„Ich bin nicht ich, ich bin »die Mama von Daria«. Oder sogar nur »die Mama«. Ein Krankenhaus zu betreten heißt jedes Mal, aus der eigenen Haut zu schlüpfen und »die Mama« zu werden. So nennen uns die Krankenschwestern. Nicht Signora. Mama. Keine Frau mehr, kein Mensch mehr. Ich bin eine Rolle, eine »Funktion von dir«. Übrigens sind wir Mütter die Ersten, die sich so bezeichnen.“
Ich wollte meine Rezension „Brief an mein Kind“ mit diesem Zitat beginnen, denn ich kann diese Zeilen nachfühlen. So wie ich vieles in dem in Briefform gehaltenen Memoir von Ada D‘Adamo nachfühlen kann. Es steckt so viel Ehrlichkeit, Wahrhaftigkeit und Liebe in ihren Worten. Das macht das Lesen extrem schmerzhaft und intensiv.
D‘Adamos Tochter Daria, an die der Brief gerichtet ist, wird mit HPE, Holoprosenzephalie, geboren, einer schweren pränatal entstandenen Fehlbildung des Vorderhirns und des Gesichts. Ein Schock für die frischgebackene Mutter, denn während der Pränataldiognostik und den Ultraschalluntersuchungen wurden keinerlei Auffälligkeiten festgestellt. Eine Diagnose, bei der sich viele werdenden Eltern für einen medizinisch indizierten Abbruch entscheiden, so wie D‘Adamos Freundin.
Wie hättest du entschieden, wenn du eine Wahl gehabt hättest?
In ihrem Brief an Daria berichtet D‘Adamo von der immensen Überforderung, der sie sich plötzlich ausgesetzt sieht. Von der fehlenden emotionalen Unterstützung durch Ärzt*innen und von der Erwartungshaltung der Gesellschaft an Mütter, diese schwere Aufgabe unsichtbar und klaglos zu schultern.
Die ersten Monate nach der Entlassung aus dem Krankenhaus sind eine tägliche Hölle, für die es keine Worte gibt.
„Nein, ich bin nicht in der Lage, von diesem meinem Schmerz zu erzählen, und an deinen wage ich nicht einmal zu denken. Mich rettet die Illusion, dass du dich nicht daran erinnern kannst.“
D‘Adamo ist in ihrem Brief schonungslos ehrlich, offenbart ihre widersprüchlichen Gefühle, ihre Verzweiflung und ihre Schuldgefühle. Doch auch von ihrer großen, zärtlichen Liebe zu ihrer einzigartigen Tochter, die sich dieses Leben nicht ausgesucht hat.
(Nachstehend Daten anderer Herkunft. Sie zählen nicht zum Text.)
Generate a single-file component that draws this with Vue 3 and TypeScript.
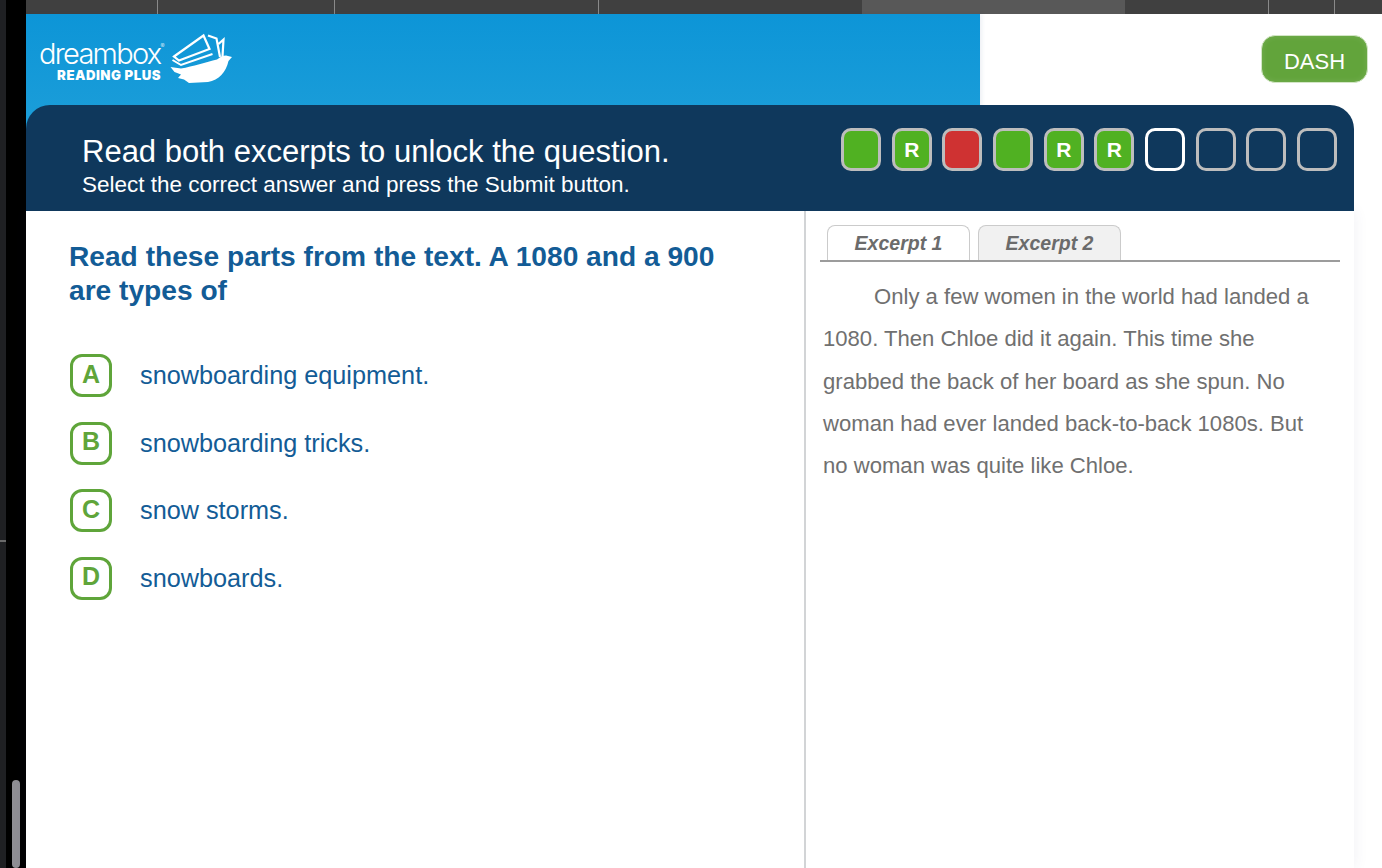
<script setup lang="ts">
type Mark = { state: 'right' | 'wrong' | 'current' | 'empty'; retry?: boolean }

const topTabs = [
  { width: 132 },
  { width: 177 },
  { width: 264 },
  { width: 264, plain: true },
  { width: 263, active: true },
  { width: 144 },
  { width: 66 },
  { width: 47, plain: true }
]

const marks: Mark[] = [
  { state: 'right' },
  { state: 'right', retry: true },
  { state: 'wrong' },
  { state: 'right' },
  { state: 'right', retry: true },
  { state: 'right', retry: true },
  { state: 'current' },
  { state: 'empty' },
  { state: 'empty' },
  { state: 'empty' }
]

const answers = [
  { letter: 'A', text: 'snowboarding equipment.' },
  { letter: 'B', text: 'snowboarding tricks.' },
  { letter: 'C', text: 'snow storms.' },
  { letter: 'D', text: 'snowboards.' }
]

const lines = [
  'Only a few women in the world had landed a',
  '1080. Then Chloe did it again. This time she',
  'grabbed the back of her board as she spun. No',
  'woman had ever landed back-to-back 1080s. But',
  'no woman was quite like Chloe.'
]
</script>

<template>
  <div class="screen">
    <aside class="gutter">
      <div class="gutter-rail"><span class="rail-tick" /></div>
      <div class="gutter-track"><span class="scroll-thumb" /></div>
    </aside>

    <div class="page">
      <nav class="top-strip">
        <span
          v-for="(tab, i) in topTabs"
          :key="i"
          class="strip-tab"
          :class="{ active: tab.active, plain: tab.plain }"
          :style="{ width: tab.width + 'px' }"
        />
      </nav>

      <header class="header">
        <div class="brand">
          <div class="wordmark">
            <div class="dreambox">dreambox<sup class="reg">®</sup></div>
            <div class="reading-plus">READING PLUS</div>
          </div>
          <svg class="bird" viewBox="170 33 62 51" width="62" height="51" aria-hidden="true">
            <path d="M174 56.500 203.500 35.500 209.500 49 179 60.500Z" fill="none" stroke="#fff" stroke-width="2.200" />
            <path d="M172.500 60 181 65 212.500 54" fill="none" stroke="#fff" stroke-width="2" />
            <path d="M208 35.500 216.500 38.500 220 57M218.500 44 223.500 39.500 222.500 56.500" fill="none" stroke="#fff" stroke-width="2.200" />
            <path
              d="M170.500 67 181 68.500C193 66.500 206 62 217 59.500L222 56 226 55.500 232 57 228.500 61C226 72 219 80 208 82L189 83 184 79.500 178 78 181 74.500 174.500 72Z"
              fill="#fff"
            />
          </svg>
        </div>
        <div class="dash-area">
          <button class="dash" type="button">DASH</button>
        </div>
      </header>

      <section class="panel">
        <div class="panel-text">
          <h1>Read both excerpts to unlock the question.</h1>
          <p>Select the correct answer and press the Submit button.</p>
        </div>
        <div class="marks">
          <span v-for="(mark, i) in marks" :key="i" class="mark" :class="mark.state">
            {{ mark.retry ? 'R' : '' }}
          </span>
        </div>
      </section>

      <main class="content">
        <section class="question">
          <h2>Read these parts from the text. A 1080 and a 900 are types of</h2>
          <ul class="answers">
            <li v-for="answer in answers" :key="answer.letter" class="answer">
              <span class="letter">{{ answer.letter }}</span>
              <span class="answer-text">{{ answer.text }}</span>
            </li>
          </ul>
        </section>

        <section class="reading">
          <div class="tabs">
            <span class="tab selected">Excerpt 1</span>
            <span class="tab">Excerpt 2</span>
          </div>
          <div class="excerpt">
            <div v-for="(line, i) in lines" :key="i" class="line" :class="{ first: i === 0 }">
              {{ line }}
            </div>
          </div>
        </section>
      </main>
    </div>
  </div>
</template>

<style scoped>
.screen {
  display: flex;
  width: 1382px;
  height: 868px;
  overflow: hidden;
  background: #fff;
  font-family: 'Liberation Sans', Arial, sans-serif;
}

.gutter {
  display: flex;
  flex: 0 0 26px;
  height: 868px;
}

.gutter-rail {
  width: 6px;
  background: #1f2023;
  padding-top: 540px;
  box-sizing: border-box;
}

.rail-tick {
  display: block;
  height: 2px;
  background: #6a6a6a;
}

.gutter-track {
  display: flex;
  flex: 1;
  align-items: flex-end;
  justify-content: center;
  background: #000;
}

.scroll-thumb {
  width: 8px;
  height: 88px;
  border-radius: 4px;
  background: #8f8e94;
}

.page {
  flex: 1;
  min-width: 0;
}

.top-strip {
  display: flex;
  height: 14px;
  background: #404040;
}

.strip-tab {
  box-sizing: border-box;
  border-right: 1px solid #8a8a8a;
}

.strip-tab.plain {
  border-right: 0;
}

.strip-tab.active {
  border-right: 0;
  background: #585858;
}

.header {
  display: flex;
  height: 115px;
}

.brand {
  display: flex;
  align-items: flex-start;
  box-sizing: border-box;
  width: 954px;
  padding: 19px 0 0 13px;
  background: linear-gradient(#0d95d7, #1c9ed9);
  box-shadow: 2px 0 4px rgba(30, 60, 110, 0.08);
}

.wordmark {
  width: 125px;
  color: #fff;
  text-align: right;
}

.dreambox {
  margin-top: 8px;
  font-family: Inter, sans-serif;
  font-size: 29px;
  font-weight: 300;
  line-height: 26px;
  letter-spacing: -1.700px;
  white-space: nowrap;
}

.reg {
  font-size: 6px;
  line-height: 0;
  vertical-align: 16px;
  letter-spacing: 0;
}

.reading-plus {
  margin-right: 3px;
  font-family: Inter, sans-serif;
  font-size: 13.200px;
  font-weight: 900;
  line-height: 16px;
  letter-spacing: 0.500px;
  white-space: nowrap;
}

.bird {
  display: block;
  margin-left: 6px;
}

.dash-area {
  flex: 1;
  padding: 21px 0 0 281px;
}

.dash {
  display: block;
  width: 107px;
  height: 48px;
  padding: 5px 0 0;
  border: 1px solid #d3e6c6;
  border-radius: 14px;
  background: #62a43b;
  box-shadow: inset 0 0 6px rgba(255, 255, 255, 0.12);
  color: #fff;
  font-family: inherit;
  font-size: 22px;
}

.panel {
  position: relative;
  display: flex;
  align-items: flex-start;
  justify-content: space-between;
  box-sizing: border-box;
  width: 1328px;
  height: 106px;
  margin-top: -24px;
  padding: 25px 17px 0 56px;
  border-radius: 24px 24px 0 0;
  background: #0f385c;
  color: #fff;
}

.panel h1 {
  margin: 0;
  font-size: 31px;
  font-weight: 400;
  line-height: 43px;
  white-space: nowrap;
}

.panel p {
  margin: 0;
  font-size: 22.500px;
  line-height: 23px;
  white-space: nowrap;
}

.marks {
  display: flex;
  gap: 10.670px;
  margin-top: -2px;
}

.mark {
  display: flex;
  align-items: center;
  justify-content: center;
  box-sizing: border-box;
  width: 40px;
  height: 43px;
  padding-top: 1px;
  border: 3px solid #bdbdbd;
  border-radius: 10px;
  color: #fff;
  font-size: 21px;
  font-weight: 700;
}

.mark.right {
  background: #50b122;
}

.mark.wrong {
  background: #cf3232;
}

.mark.current {
  border-color: #fff;
}

.content {
  display: flex;
  width: 1328px;
  height: 657px;
  box-shadow: 0 0 14px rgba(60, 70, 110, 0.08);
}

.question {
  box-sizing: border-box;
  flex: 0 0 780px;
  padding: 29px 0 0 43px;
  border-right: 2px solid #d2d4d6;
}

.question h2 {
  width: 680px;
  margin: 0;
  color: #135c96;
  font-size: 28.150px;
  font-weight: 700;
  line-height: 34px;
}

.answers {
  margin: 46px 0 0;
  padding: 0;
  list-style: none;
}

.answer {
  display: flex;
  align-items: center;
  height: 43px;
  margin: 0 0 24.500px 1px;
}

.letter {
  display: flex;
  align-items: center;
  justify-content: center;
  box-sizing: border-box;
  width: 42px;
  height: 43px;
  padding-bottom: 3px;
  border: 3px solid #5fa53a;
  border-radius: 12px;
  color: #5fa53a;
  font-size: 25px;
  font-weight: 700;
}

.answer-text {
  margin-left: 28px;
  color: #135c96;
  font-size: 25.250px;
}

.reading {
  flex: 1;
  padding: 14px 14px 0 14px;
}

.tabs {
  display: flex;
  gap: 8px;
  padding-left: 7px;
  border-bottom: 2px solid #9c9c9c;
}

.tab {
  box-sizing: border-box;
  width: 143px;
  height: 35px;
  border: 1px solid #cbcbcb;
  border-bottom: 0;
  border-radius: 8px 8px 0 0;
  background: #f1f1f1;
  color: #6b6b6b;
  font-size: 19.500px;
  font-style: italic;
  font-weight: 700;
  line-height: 35px;
  text-align: center;
}

.tab.selected {
  background: #fff;
}

.excerpt {
  margin-top: 14px;
  padding-left: 3px;
  color: #707070;
  font-size: 22.100px;
  line-height: 42.300px;
  white-space: nowrap;
}

.line.first {
  text-indent: 51px;
}
</style>

<style>
html,
body {
  margin: 0;
  overflow: hidden;
  background: #fff;
}
</style>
Der „Brief an mein Kind“ geht bei mir wirklich ganz tief und ich muss öfter tief durchatmen bei dem Gedanken an diese Frau und ihre Durchhaltekraft, an ihr Weitermachen, ihre Weigerung in Bitterkeit zu verfallen und an ihren Willen das Leben in seiner Begrenztheit und die schönen Momente zu feiern.
Als D‘Adamo an Krebs erkrankt, ist es die Sorge um Daria, die sie kämpfen lässt, wenn sie am liebsten aufgeben möchte. Ach, ich will gar nicht mehr dazu schreiben, ich merke wie ich innerlich eine Distanz suchen muss, damit es nicht zu schmerzhaft wird. Eine Option, die D’Adamo nie hatte.
Ada D‘Adamo starb im April 2023 an ihrer Krebserkrankung und wurde posthum mit mit Strega-Preis, dem bedeutendsten Literaturpreis Italiens, ausgezeichnet.
Mein Highlight aus meinen italienischen Lektüren der letzten Zeit.
Ein großes Dankeschön an den Eisele Verlag und Politycki & Partner für das ergreifende Rezensionsexemplar!